Bill Waives Tax on Rich College Endowments If They Spend Enough

(Bloomberg) -- A New York Republican introduced legislation in the House that would waive the new tax on about 30 wealthy college endowments if they spend 25 percent of their annual investment earnings on reducing the cost for middle-income students.

Tom Reed, who has discussed for about two years the idea of such a bill to spend more for students getting insufficient aid, also wants U.S. colleges to provide more transparency. Under the bill he proposed Tuesday, all schools would have to reveal more details about pay and investment manager fees and submit cost-containment plans to the Treasury Department every five years to show how they will keep increases below inflation.
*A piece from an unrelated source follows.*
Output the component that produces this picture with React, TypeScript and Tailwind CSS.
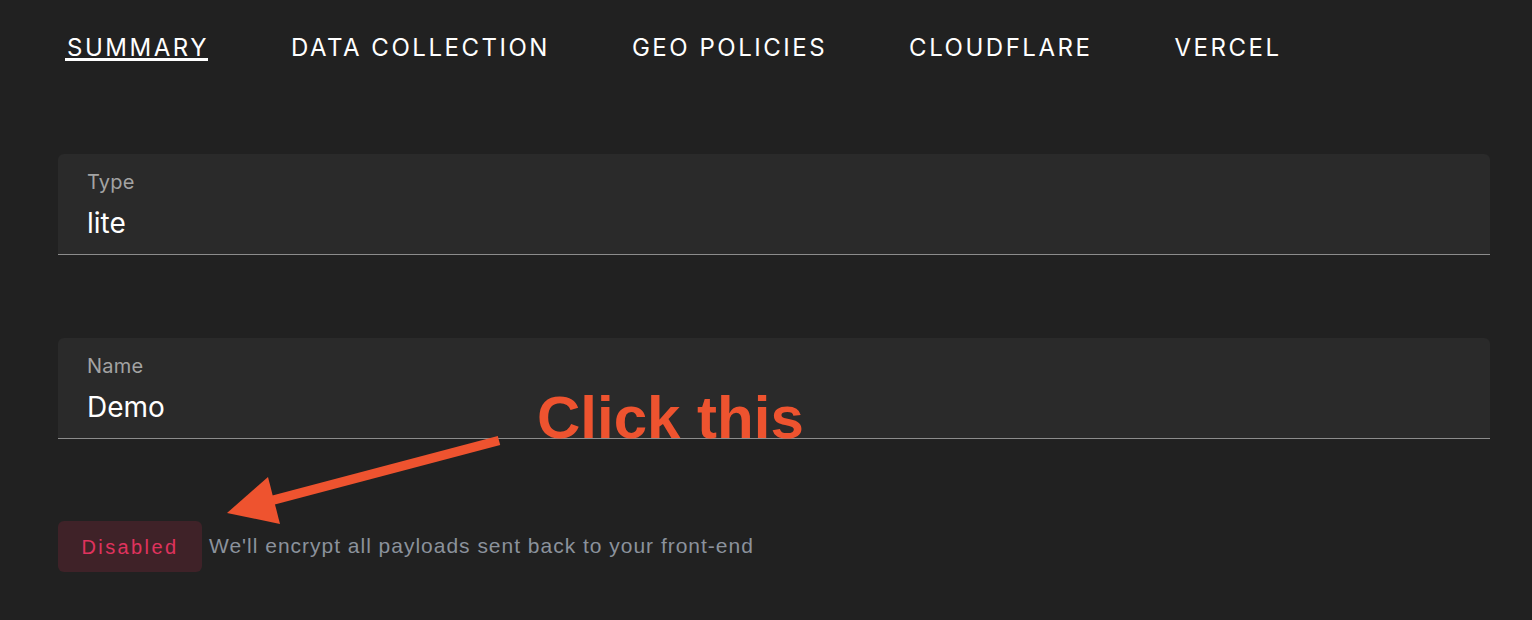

Endowments grow from tax-deductible gifts and colleges are the beneficiaries of government subsidies for endeavors from research grants to student loans. Congress has been eyeing endowment wealth for years as the price of colleges keeps soaring, and legislators finally passed the 1.4 percent excise tax on net investment earnings as part of the overhaul in December. Endowments hold assets of about $567 billion, concentrated among the richest schools.

Cost ‘Tool’

“This is a tool to hopefully be deployed to get those costs going down,” Reed, a House Ways and Means Committee member from Western New York who was an early supporter of Donald Trump’s presidential campaign, said in an interview. “We’ll suspend or remove that tax so long as you comply with that distribution factor.”

Nine House members, including Republican Bob Goodlatte as of May 21, have co-sponsored a separate bipartisan bill that would repeal the new excise tax without any strings. Reed’s bill doesn’t have co-sponsors.
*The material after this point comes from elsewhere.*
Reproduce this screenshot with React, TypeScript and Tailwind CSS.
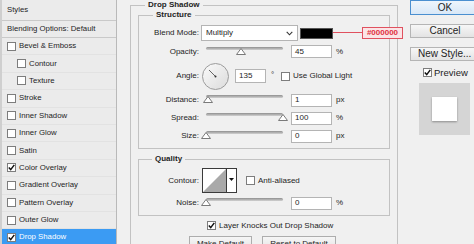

Bill Waives Tax on Rich College Endowments If They Spend Enough

Under Reed’s bill, students affected come from families earning less than 600 percent of the poverty level, or up to about $150,000 per year. The bill uses the same threshold from the endowment tax: colleges with more than 500 tuition-paying students and $500,000 in endowment assets per student would be affected. It would apply to public schools as well as private ones, though none of the publics would currently meet the criteria, according to Reed’s office.

The bill would also require colleges to make more information public beyond what’s available in their federal tax forms, such as the highest salaries, fees paid to outside investment managers and the number of students whose parents “donate large sums to the college.” The tax overhaul imposed a new excise levy on nonprofit leaders who earn more than $1 million in annual compensation.

The Internal Revenue Service hasn’t yet announced details about how the 1.4 percent endowment tax will be implemented. A recent study conducted by an economist and senior researcher at the Federal Reserve Bank of Cleveland said colleges may “behave strategically” to avoid paying the tax.